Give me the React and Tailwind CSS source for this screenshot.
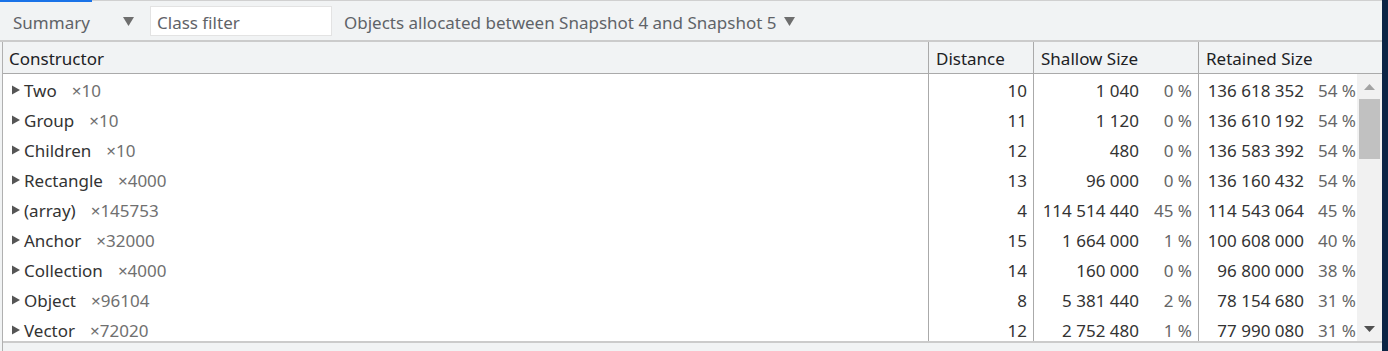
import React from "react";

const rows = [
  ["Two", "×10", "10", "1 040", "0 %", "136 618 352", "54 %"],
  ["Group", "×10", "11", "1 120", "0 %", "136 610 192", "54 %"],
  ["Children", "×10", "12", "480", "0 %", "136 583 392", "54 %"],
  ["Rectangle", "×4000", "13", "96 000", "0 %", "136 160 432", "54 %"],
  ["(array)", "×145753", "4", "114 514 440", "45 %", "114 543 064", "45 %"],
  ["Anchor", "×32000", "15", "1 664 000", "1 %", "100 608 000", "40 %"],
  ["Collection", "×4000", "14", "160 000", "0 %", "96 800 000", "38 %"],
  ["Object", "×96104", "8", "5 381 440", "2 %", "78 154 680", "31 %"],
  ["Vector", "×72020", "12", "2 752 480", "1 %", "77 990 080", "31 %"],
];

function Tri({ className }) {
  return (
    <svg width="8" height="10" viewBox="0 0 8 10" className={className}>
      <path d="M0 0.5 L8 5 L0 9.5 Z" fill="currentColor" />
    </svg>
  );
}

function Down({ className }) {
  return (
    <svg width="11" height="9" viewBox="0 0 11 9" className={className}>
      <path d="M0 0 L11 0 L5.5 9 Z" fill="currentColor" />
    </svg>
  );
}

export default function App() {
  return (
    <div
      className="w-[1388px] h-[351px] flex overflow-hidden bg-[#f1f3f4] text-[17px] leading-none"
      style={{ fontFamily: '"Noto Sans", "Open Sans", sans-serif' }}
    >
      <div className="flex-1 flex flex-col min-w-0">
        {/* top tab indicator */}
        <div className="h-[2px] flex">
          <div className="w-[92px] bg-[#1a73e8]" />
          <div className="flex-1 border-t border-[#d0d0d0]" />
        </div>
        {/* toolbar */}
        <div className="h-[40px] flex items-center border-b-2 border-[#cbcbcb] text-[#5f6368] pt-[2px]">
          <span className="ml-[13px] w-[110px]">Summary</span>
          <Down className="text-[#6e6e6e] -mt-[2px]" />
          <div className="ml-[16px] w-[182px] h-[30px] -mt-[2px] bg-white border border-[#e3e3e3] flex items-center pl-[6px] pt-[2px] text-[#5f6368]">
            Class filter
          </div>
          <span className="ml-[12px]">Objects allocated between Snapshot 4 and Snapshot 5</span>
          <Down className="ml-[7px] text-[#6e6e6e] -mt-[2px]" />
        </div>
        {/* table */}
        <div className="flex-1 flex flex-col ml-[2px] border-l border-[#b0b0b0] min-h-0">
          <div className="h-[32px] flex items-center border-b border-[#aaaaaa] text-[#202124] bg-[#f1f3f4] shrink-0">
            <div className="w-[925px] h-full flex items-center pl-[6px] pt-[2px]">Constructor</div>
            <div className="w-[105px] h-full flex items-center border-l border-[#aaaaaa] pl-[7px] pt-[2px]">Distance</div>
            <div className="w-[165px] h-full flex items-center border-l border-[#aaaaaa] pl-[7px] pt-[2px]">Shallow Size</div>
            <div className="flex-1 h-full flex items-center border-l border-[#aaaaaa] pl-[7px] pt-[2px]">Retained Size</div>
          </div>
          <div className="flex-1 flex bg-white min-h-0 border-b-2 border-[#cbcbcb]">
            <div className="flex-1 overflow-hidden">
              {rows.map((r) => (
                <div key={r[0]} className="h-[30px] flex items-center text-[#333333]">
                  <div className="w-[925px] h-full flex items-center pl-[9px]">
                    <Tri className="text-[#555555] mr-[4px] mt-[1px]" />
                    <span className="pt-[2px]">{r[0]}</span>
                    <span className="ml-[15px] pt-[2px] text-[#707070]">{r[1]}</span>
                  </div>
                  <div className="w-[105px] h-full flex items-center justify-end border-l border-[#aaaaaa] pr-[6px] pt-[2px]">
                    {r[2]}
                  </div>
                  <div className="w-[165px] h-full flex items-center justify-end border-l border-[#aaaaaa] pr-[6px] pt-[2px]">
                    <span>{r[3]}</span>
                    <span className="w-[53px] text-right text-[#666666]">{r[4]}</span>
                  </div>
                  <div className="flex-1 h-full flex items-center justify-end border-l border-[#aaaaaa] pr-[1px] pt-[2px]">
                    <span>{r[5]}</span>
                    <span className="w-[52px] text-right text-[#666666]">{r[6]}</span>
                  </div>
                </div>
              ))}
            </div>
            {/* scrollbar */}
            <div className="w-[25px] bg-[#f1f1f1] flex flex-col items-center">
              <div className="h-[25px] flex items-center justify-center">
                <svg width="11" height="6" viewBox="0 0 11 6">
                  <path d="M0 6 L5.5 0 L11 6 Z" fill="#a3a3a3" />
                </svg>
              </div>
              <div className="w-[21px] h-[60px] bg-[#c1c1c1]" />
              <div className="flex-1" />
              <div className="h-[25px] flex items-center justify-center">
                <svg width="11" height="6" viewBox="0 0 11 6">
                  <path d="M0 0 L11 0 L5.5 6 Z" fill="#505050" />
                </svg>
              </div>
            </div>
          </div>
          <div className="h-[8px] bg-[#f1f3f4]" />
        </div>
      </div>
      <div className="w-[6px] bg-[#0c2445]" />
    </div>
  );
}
++++
▶ **SET PROBLEM**: Give every line back word for word and leave the pictures out.

▶ **TASK RESULT**:
Give me the React and Tailwind CSS source for this screenshot.
import React from "react";

const rows = [
  ["Two", "×10", "10", "1 040", "0 %", "136 618 352", "54 %"],
  ["Group", "×10", "11", "1 120", "0 %", "136 610 192", "54 %"],
  ["Children", "×10", "12", "480", "0 %", "136 583 392", "54 %"],
  ["Rectangle", "×4000", "13", "96 000", "0 %", "136 160 432", "54 %"],
  ["(array)", "×145753", "4", "114 514 440", "45 %", "114 543 064", "45 %"],
  ["Anchor", "×32000", "15", "1 664 000", "1 %", "100 608 000", "40 %"],
  ["Collection", "×4000", "14", "160 000", "0 %", "96 800 000", "38 %"],
  ["Object", "×96104", "8", "5 381 440", "2 %", "78 154 680", "31 %"],
  ["Vector", "×72020", "12", "2 752 480", "1 %", "77 990 080", "31 %"],
];

function Tri({ className }) {
  return (
    <svg width="8" height="10" viewBox="0 0 8 10" className={className}>
      <path d="M0 0.5 L8 5 L0 9.5 Z" fill="currentColor" />
    </svg>
  );
}

function Down({ className }) {
  return (
    <svg width="11" height="9" viewBox="0 0 11 9" className={className}>
      <path d="M0 0 L11 0 L5.5 9 Z" fill="currentColor" />
    </svg>
  );
}

export default function App() {
  return (
    <div
      className="w-[1388px] h-[351px] flex overflow-hidden bg-[#f1f3f4] text-[17px] leading-none"
      style={{ fontFamily: '"Noto Sans", "Open Sans", sans-serif' }}
    >
      <div className="flex-1 flex flex-col min-w-0">
        {/* top tab indicator */}
        <div className="h-[2px] flex">
          <div className="w-[92px] bg-[#1a73e8]" />
          <div className="flex-1 border-t border-[#d0d0d0]" />
        </div>
        {/* toolbar */}
        <div className="h-[40px] flex items-center border-b-2 border-[#cbcbcb] text-[#5f6368] pt-[2px]">
          <span className="ml-[13px] w-[110px]">Summary</span>
          <Down className="text-[#6e6e6e] -mt-[2px]" />
          <div className="ml-[16px] w-[182px] h-[30px] -mt-[2px] bg-white border border-[#e3e3e3] flex items-center pl-[6px] pt-[2px] text-[#5f6368]">
            Class filter
          </div>
          <span className="ml-[12px]">Objects allocated between Snapshot 4 and Snapshot 5</span>
          <Down className="ml-[7px] text-[#6e6e6e] -mt-[2px]" />
        </div>
        {/* table */}
        <div className="flex-1 flex flex-col ml-[2px] border-l border-[#b0b0b0] min-h-0">
          <div className="h-[32px] flex items-center border-b border-[#aaaaaa] text-[#202124] bg-[#f1f3f4] shrink-0">
            <div className="w-[925px] h-full flex items-center pl-[6px] pt-[2px]">Constructor</div>
            <div className="w-[105px] h-full flex items-center border-l border-[#aaaaaa] pl-[7px] pt-[2px]">Distance</div>
            <div className="w-[165px] h-full flex items-center border-l border-[#aaaaaa] pl-[7px] pt-[2px]">Shallow Size</div>
            <div className="flex-1 h-full flex items-center border-l border-[#aaaaaa] pl-[7px] pt-[2px]">Retained Size</div>
          </div>
          <div className="flex-1 flex bg-white min-h-0 border-b-2 border-[#cbcbcb]">
            <div className="flex-1 overflow-hidden">
              {rows.map((r) => (
                <div key={r[0]} className="h-[30px] flex items-center text-[#333333]">
                  <div className="w-[925px] h-full flex items-center pl-[9px]">
                    <Tri className="text-[#555555] mr-[4px] mt-[1px]" />
                    <span className="pt-[2px]">{r[0]}</span>
                    <span className="ml-[15px] pt-[2px] text-[#707070]">{r[1]}</span>
                  </div>
                  <div className="w-[105px] h-full flex items-center justify-end border-l border-[#aaaaaa] pr-[6px] pt-[2px]">
                    {r[2]}
                  </div>
                  <div className="w-[165px] h-full flex items-center justify-end border-l border-[#aaaaaa] pr-[6px] pt-[2px]">
                    <span>{r[3]}</span>
                    <span className="w-[53px] text-right text-[#666666]">{r[4]}</span>
                  </div>
                  <div className="flex-1 h-full flex items-center justify-end border-l border-[#aaaaaa] pr-[1px] pt-[2px]">
                    <span>{r[5]}</span>
                    <span className="w-[52px] text-right text-[#666666]">{r[6]}</span>
                  </div>
                </div>
              ))}
            </div>
            {/* scrollbar */}
            <div className="w-[25px] bg-[#f1f1f1] flex flex-col items-center">
              <div className="h-[25px] flex items-center justify-center">
                <svg width="11" height="6" viewBox="0 0 11 6">
                  <path d="M0 6 L5.5 0 L11 6 Z" fill="#a3a3a3" />
                </svg>
              </div>
              <div className="w-[21px] h-[60px] bg-[#c1c1c1]" />
              <div className="flex-1" />
              <div className="h-[25px] flex items-center justify-center">
                <svg width="11" height="6" viewBox="0 0 11 6">
                  <path d="M0 0 L11 0 L5.5 6 Z" fill="#505050" />
                </svg>
              </div>
            </div>
          </div>
          <div className="h-[8px] bg-[#f1f3f4]" />
        </div>
      </div>
      <div className="w-[6px] bg-[#0c2445]" />
    </div>
  );
}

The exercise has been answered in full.